Do you suffer from Down Syndrome or some other form of mental retardation? Good news! The Associated Press reports that now you, too, can go to college!
Decades ago attaining a college education meant that you had demonstrated that your IQ was probably above average. Today, everyone and even their brother with Down's Syndrome can go to college. Is it any wonder that college degrees have lost much of their economic value? Who's paying for all of this? Our tax dollars, of course.
That growth is partly because of an increasing demand for higher education for these students and there are new federal funds for such programs. The federal rules that took effect this fall allow students with intellectual disabilities to receive grants and work-study money.At least one commentator gets it:
The infusion of federal money has generated some criticism. Conservative commentator Charlotte Allen said it's a waste to spend federal tax dollars on the programs and insisted that calling them college dilutes the meaning of college.Will for-profit, predatory colleges start offering associates and bachelors degrees for mentally retarded people? My guess is yes, as long as the federal dollars are available.
"It's a kind of fantasy," said Allen, a contributing editor for Minding the Campus, a publication of the fiscally conservative Manhattan Institute. "It may make intellectually disabled people feel better, but is that what college is supposed to be all about?"

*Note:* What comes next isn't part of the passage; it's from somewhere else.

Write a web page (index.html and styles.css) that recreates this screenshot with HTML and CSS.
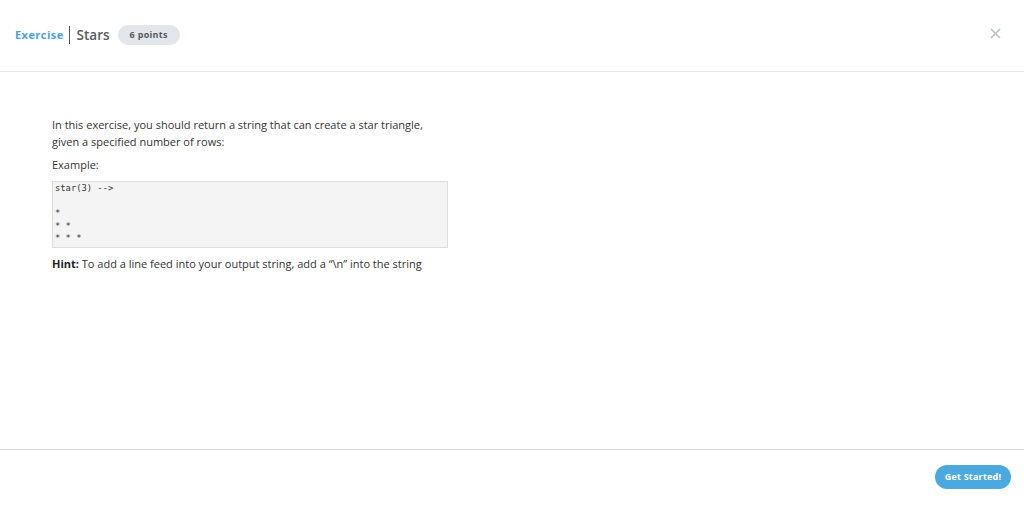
FILE: index.html
```html
<!DOCTYPE html>
<html>
<head>
<meta charset="utf-8">
<link rel="stylesheet" href="styles.css">
</head>
<body>
<div class="modal">
  <header class="head">
    <div class="title">
      <span class="kind">Exercise</span>
      <span class="sep"></span>
      <span class="name">Stars</span>
      <span class="badge">6 points</span>
    </div>
    <button class="close" aria-label="Close">
      <svg width="11" height="11" viewBox="0 0 11 11"><path d="M1 1L10 10M10 1L1 10" stroke="#b7bfc7" stroke-width="1.6" fill="none"/></svg>
    </button>
  </header>
  <main class="body">
    <p class="para">In this exercise, you should return a string that can create a star triangle,<br>given a specified number of rows:</p>
    <p class="para ex">Example:</p>
    <pre class="code">star(3) -->

*
* *
* * *</pre>
    <p class="para hint"><b>Hint:</b> To add a line feed into your output string, add a “\n” into the string</p>
  </main>
  <footer class="foot">
    <button class="go">Get Started!</button>
  </footer>
</div>
</body>
</html>
```
FILE: styles.css
```css
html, body {
  margin: 0;
  padding: 0;
  background: #fff;
}
.modal {
  width: 1024px;
  height: 505px;
  display: flex;
  flex-direction: column;
  font-family: "Open Sans", "Liberation Sans", sans-serif;
}
.head {
  height: 72px;
  flex: none;
  border-bottom: 1px solid #e6e6e6;
  display: flex;
  align-items: center;
  justify-content: space-between;
  padding: 0 23px 0 15px;
  box-sizing: border-box;
}
.title {
  display: flex;
  align-items: center;
  margin-top: -2px;
}
.kind {
  color: #4aa3df;
  font-weight: 700;
  font-size: 11px;
  letter-spacing: 0.45px;
}
.sep {
  width: 1px;
  height: 18px;
  background: #555;
  margin: 0 7px 0 5px;
}
.name {
  color: #555a60;
  font-size: 13.5px;
  font-weight: 600;
}
.badge {
  margin-left: 8px;
  background: #e3e6ea;
  color: #555a60;
  font-size: 9px;
  font-weight: 700;
  letter-spacing: 0.3px;
  border-radius: 10px;
  padding: 0 12px;
  height: 20px;
  line-height: 20px;
}
.close {
  border: 0;
  background: none;
  padding: 0;
  width: 11px;
  height: 11px;
  display: block;
  margin-top: -5px;
}
.close svg { display: block; }
.body {
  flex: 1;
  padding: 44px 0 0 52px;
  color: #333;
  font-size: 11px;
}
.para {
  margin: 0;
  line-height: 17px;
}
.ex { margin-top: 6px; }
.code {
  margin: 8px 0 0;
  width: 396px;
  box-sizing: border-box;
  height: 67px;
  background: #f4f4f4;
  border: 1px solid #dedede;
  font-family: "DejaVu Sans Mono", monospace;
  font-size: 8.8px;
  line-height: 12.5px;
  padding: 0 2px;
  color: #333;
}
.hint { margin-top: 7px; }
.hint b { font-weight: 700; color: #222; }
.foot {
  height: 56px;
  flex: none;
  box-sizing: border-box;
  border-top: 1px solid #d6d6d6;
  display: flex;
  align-items: center;
  justify-content: flex-end;
  padding: 0 13px 2px 0;
}
.go {
  background: #4ca9df;
  color: #fff;
  border: 0;
  border-radius: 12px;
  height: 24px;
  width: 76px;
  padding: 0;
  font-family: "Open Sans", "Liberation Sans", sans-serif;
  font-size: 9px;
  font-weight: 700;
  letter-spacing: 0.2px;
}
```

EDIT: Apparently someone linked to my blog at a Down Syndrome forum or community website. (How the hell did anyone even find this post on an obscure blog?) Anyway, welcome to Fluster Cucked. Please allow me to clarify the context which regular readers and the target audience of this blog would understand.
I only have sympathy for people with Down Syndrome and other cognitive disabilities. The purpose of my post was not to mock people with mental disabilities, but rather to point out the absurdity of the notion that everyone should go to college and to publicize the fact that our government and colleges are bending over backwards to send everyone to college.
In my view, our nation is wasting a huge amount of economic resources--people's time and money--on higher education that has no real economic value. The result is that our nation has a large oversupply of college-educated people who end up unemployed or underemployed-and-involuntarily-out-of-field, including people with PhD's and professional degrees. In my opinion, only the brightest and most ambitious people should go to college, at least to traditional four year colleges, because the overwhelming majority of jobs make little or no use of college education.
Many jobs require people to have a college education in order to obtain employment, not because a college education is directly useful, but rather as a proxy for separating out candidates by IQ, a sense of ambitiousness, and responsibility. Decades ago these very same jobs were filled with people who had mere high school diplomas and they received training and learned on the job without an expenditure of four years' worth of time and student loan debt. I think our society would be wealthier and fewer people would be saddled with non-dischargeable student loan debt if unneeded college education were no longer required for employment that doesn't make direct use of higher education. In my view, college graduate production in a certain field should correspond more closely to the real-world demand for college graduates in that field.
Thus, in my opinion people with Down Syndrome and other cognitive disabilities simply should not be able to gain access to college, at least not on the taxpayers' dime, nor should they feel a compelling need to do so. I suspect that the kinds of work most people with cognitive disabilities would perform make little real use of a college education. Perhaps I'm wrong, but I'm under the perception that they aren't going to become doctors, lawyers, engineers, scientists, accountants, or computer programmers--things that make real use of a college education and that have economic value.